Begin DATASET ENTRIES

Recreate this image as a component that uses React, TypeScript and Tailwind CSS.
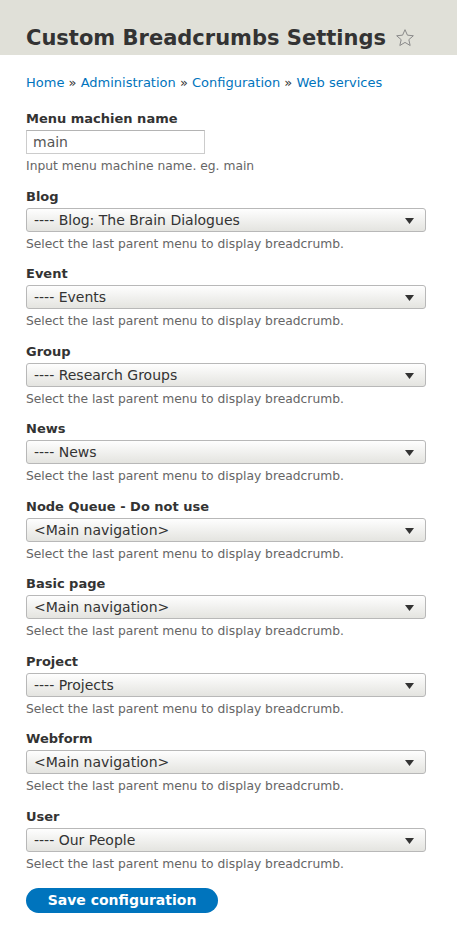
import React from "react";

const fields: { label: string; value: string }[] = [
  { label: "Blog", value: "---- Blog: The Brain Dialogues" },
  { label: "Event", value: "---- Events" },
  { label: "Group", value: "---- Research Groups" },
  { label: "News", value: "---- News" },
  { label: "Node Queue - Do not use", value: "<Main navigation>" },
  { label: "Basic page", value: "<Main navigation>" },
  { label: "Project", value: "---- Projects" },
  { label: "Webform", value: "<Main navigation>" },
  { label: "User", value: "---- Our People" },
];

function Select({ value }: { value: string }) {
  return (
    <div className="relative flex h-[24px] w-[400px] items-center rounded-[3px] border border-[#b8b8b8] bg-gradient-to-b from-[#fefefe] to-[#e4e4e0] pl-[7px] text-[14px] leading-none text-[#333]">
      <span>{value}</span>
      <svg className="absolute right-[11px] top-[9px]" width="9" height="6" viewBox="0 0 9 6">
        <polygon points="0,0 9,0 4.5,6" fill="#333" />
      </svg>
    </div>
  );
}

export default function App() {
  return (
    <div className="min-h-[930px] bg-white font-['DejaVu_Sans',sans-serif] text-[#333]">
      <div className="h-[55px] bg-[#e0e0d8] px-[26px] pt-[23px]">
        <h1 className="flex items-center whitespace-nowrap text-[21px] font-bold leading-[30px] text-[#333]">
          Custom Breadcrumbs Settings
          <svg className="ml-[9px]" width="20" height="20" viewBox="0 0 24 24">
            <polygon
              points="12,2 14.9,8.6 22,9.3 16.6,14 18.2,21 12,17.3 5.8,21 7.4,14 2,9.3 9.1,8.6"
              fill="none"
              stroke="#8a8a8a"
              strokeWidth="1.2"
              strokeLinejoin="round"
            />
          </svg>
        </h1>
      </div>
      <div className="px-[26px]">
        <div className="mt-[19px] text-[13px] leading-[18px] text-[#0074bd]">
          <a>Home</a> <span className="text-[#333]">»</span> <a>Administration</a>{" "}
          <span className="text-[#333]">»</span> <a>Configuration</a>{" "}
          <span className="text-[#333]">»</span> <a>Web services</a>
        </div>
        <div className="mt-[18px]">
          <div className="text-[13px] font-bold leading-[18px]">Menu machien name</div>
          <div className="mt-[2px] flex h-[24px] w-[179px] items-center border border-[#ccc] border-t-[#b4b4b4] bg-[#fff] pl-[6px] text-[14px] text-[#555]">
            main
          </div>
          <div className="mt-[4px] text-[12.3px] leading-[17.5px] text-[#666]">Input menu machine name. eg. main</div>
        </div>
        {fields.map((f) => (
          <div key={f.label} className="mt-[12px]">
            <div className="text-[13px] font-bold leading-[18px]">{f.label}</div>
            <div className="mt-[2px]">
              <Select value={f.value} />
            </div>
            <div className="mt-[4px] text-[12.3px] leading-[17.5px] text-[#666]">
              Select the last parent menu to display breadcrumb.
            </div>
          </div>
        ))}
        <button className="mt-[15px] flex h-[25px] w-[192px] items-center justify-center rounded-full bg-[#0074bd] text-[14px] font-bold text-white">
          Save configuration
        </button>
      </div>
    </div>
  );
}
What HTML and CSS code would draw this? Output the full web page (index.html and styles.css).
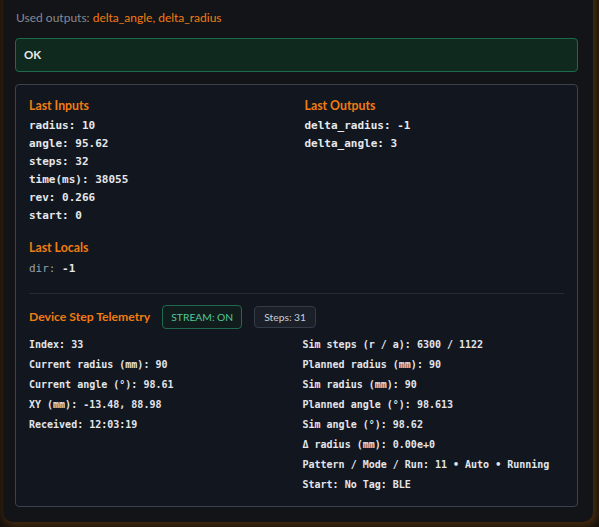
FILE: index.html
```html
<!DOCTYPE html>
<html>
<head>
<meta charset="utf-8">
<link rel="stylesheet" href="styles.css">
</head>
<body>
<div class="panel">
  <div class="used">Used outputs: <span class="accent">delta_angle, delta_radius</span></div>
  <div class="ok">OK</div>
  <div class="card">
    <div class="grid2">
      <div class="section">
        <div class="heading">Last Inputs</div>
        <div class="kv">radius: 10</div>
        <div class="kv">angle: 95.62</div>
        <div class="kv">steps: 32</div>
        <div class="kv">time(ms): 38055</div>
        <div class="kv">rev: 0.266</div>
        <div class="kv">start: 0</div>
      </div>
      <div class="section">
        <div class="heading">Last Outputs</div>
        <div class="kv">delta_radius: -1</div>
        <div class="kv">delta_angle: 3</div>
      </div>
    </div>
    <div class="section locals">
      <div class="heading">Last Locals</div>
      <div class="kv"><span class="key">dir:</span> -1</div>
    </div>
    <div class="sep"></div>
    <div class="telehead">
      <div class="heading">Device Step Telemetry</div>
      <span class="badge badge-on">STREAM: ON</span>
      <span class="badge badge-steps">Steps: 31</span>
    </div>
    <div class="tgrid">
      <div class="tcol">
        <div class="trow">Index: 33</div>
        <div class="trow">Current radius (mm): 90</div>
        <div class="trow">Current angle (°): 98.61</div>
        <div class="trow">XY (mm): -13.48, 88.98</div>
        <div class="trow">Received: 12:03:19</div>
      </div>
      <div class="tcol">
        <div class="trow">Sim steps (r / a): 6300 / 1122</div>
        <div class="trow">Planned radius (mm): 90</div>
        <div class="trow">Sim radius (mm): 90</div>
        <div class="trow">Planned angle (°): 98.613</div>
        <div class="trow">Sim angle (°): 98.62</div>
        <div class="trow">Δ radius (mm): 0.00e+0</div>
        <div class="trow">Pattern / Mode / Run: 11 • Auto • Running</div>
        <div class="trow">Start: No Tag: BLE</div>
      </div>
    </div>
  </div>
</div>
</body>
</html>
```
FILE: styles.css
```css
html, body {
  margin: 0;
  padding: 0;
}
body {
  background: #17120d;
  width: 599px;
  height: 527px;
  overflow: hidden;
  font-family: Lato, "Noto Sans", sans-serif;
}
.panel {
  margin: -20px 6px 0 3px;
  padding: 30px 15px 15px 12px;
  background: #131418;
  border-radius: 0 0 10px 10px;
  box-shadow: 2px 2px 8px 1px rgba(190, 105, 20, 0.32);
}
.used {
  font-size: 12px;
  line-height: 16px;
  color: #858a94;
  margin-left: 1px;
}
.accent {
  color: #f07c12;
}
.ok {
  margin-top: 12px;
  border: 1px solid #1d6b4b;
  background: #10291f;
  border-radius: 4px;
  padding: 9px 8px;
  font-size: 11.5px;
  line-height: 14px;
  font-weight: 700;
  color: #e8ece9;
}
.card {
  margin-top: 12px;
  border: 1px solid #3a4250;
  background: #12161e;
  border-radius: 4px;
  padding: 13px 13px 11px 13px;
}
.grid2 {
  display: grid;
  grid-template-columns: 1fr 1fr;
  column-gap: 16px;
}
.heading {
  font-size: 12.3px;
  line-height: 16px;
  font-weight: 700;
  color: #f07c12;
  margin-bottom: 3px;
}
.kv {
  font-family: "DejaVu Sans Mono", "Liberation Mono", monospace;
  font-size: 11px;
  line-height: 18px;
  font-weight: 700;
  color: #e6e8ec;
}
.key {
  font-weight: 400;
  color: #9aa0aa;
}
.locals {
  margin-top: 15px;
}
.locals .heading {
  margin-bottom: 4px;
}
.sep {
  margin-top: 15px;
  height: 1px;
  background: #262c36;
}
.telehead {
  margin-top: 11px;
  display: flex;
  align-items: center;
  gap: 12px;
}
.telehead .heading {
  margin-bottom: 0;
  font-size: 12.2px;
}
.badge {
  font-size: 10.3px;
  border-radius: 4px;
  box-sizing: border-box;
}
.badge-on {
  height: 24px;
  line-height: 22px;
  padding: 0 8px;
  border: 1px solid #1f6a50;
  background: #101d1c;
  color: #55c79a;
}
.badge-steps {
  height: 22px;
  line-height: 20px;
  padding: 0 9px;
  border: 1px solid #343b47;
  background: #1a1f28;
  color: #c9cdd4;
}
.tgrid {
  margin-top: 6px;
  display: grid;
  grid-template-columns: 1fr 1fr;
  column-gap: 12px;
}
.trow {
  font-family: "DejaVu Sans Mono", "Liberation Mono", monospace;
  font-size: 10px;
  line-height: 20px;
  font-weight: 700;
  color: #e2e5ea;
  white-space: nowrap;
}
```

End DATASET ENTRIES

OBJECTIVE
Please transcribe, word for word, every line from the first line of the records above through the line containing "import React from", and leave out any pictures.

WRITTEN SOLUTION
Recreate this image as a component that uses React, TypeScript and Tailwind CSS.
import React from "react";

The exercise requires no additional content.